Over their lifetime, the home also became the primary display for hundreds of Richanda’s vibrant paintings, made up of a mythological language of her own creation, culled from multiple influences and cultures. These works covered the walls, many hung in large artist's frames built onsite, while stacks of large canvases spilled onto the floors. Her paintings recall dream scenes of Marc Chagall, carnivalesque figures of James Ensor, lusty brushstrokes of Joan Mitchell. Yet the canvases are landscapes unique to themselves, containing dancers in clouds of bright pinks, Balinese mountains in purples and blues, the embedded symbols of a tarot deck. A huge number of her husband John’s sculptures were also installed in the three-story house, filling the space ground-to-ceiling with Richanda’s likeness cast in bronze. 

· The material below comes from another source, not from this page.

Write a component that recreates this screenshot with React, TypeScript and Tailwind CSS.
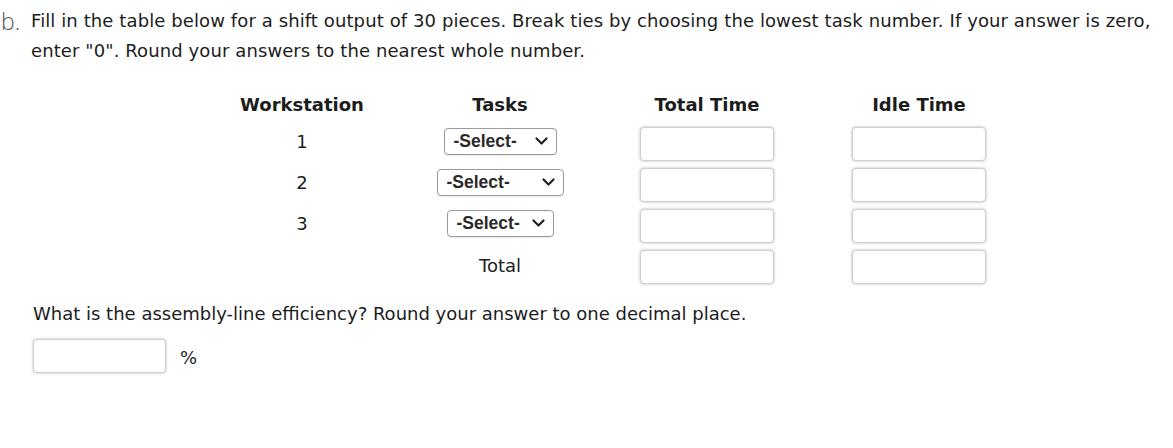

With her mobility faltering in her 90s, Richanda made the freight elevator into her painting studio, where she could move between floors and continue to work each day, on wide, unstretched canvas tarps. At the time of her death, at 99 years old, there were about a dozen paintings in progress, still tacked to the elevator wall. 

This winter, over 200 of John Rhoden’s works were moved into the permanent collection of the Pennsylvania Academy of Fine Arts, who—with the sale of the Rhodens' home—will be shepherding John's legacy and art. However, with little exhibition history and provenance for Richanda’s own work, her paintings have yet to find a permanent institution.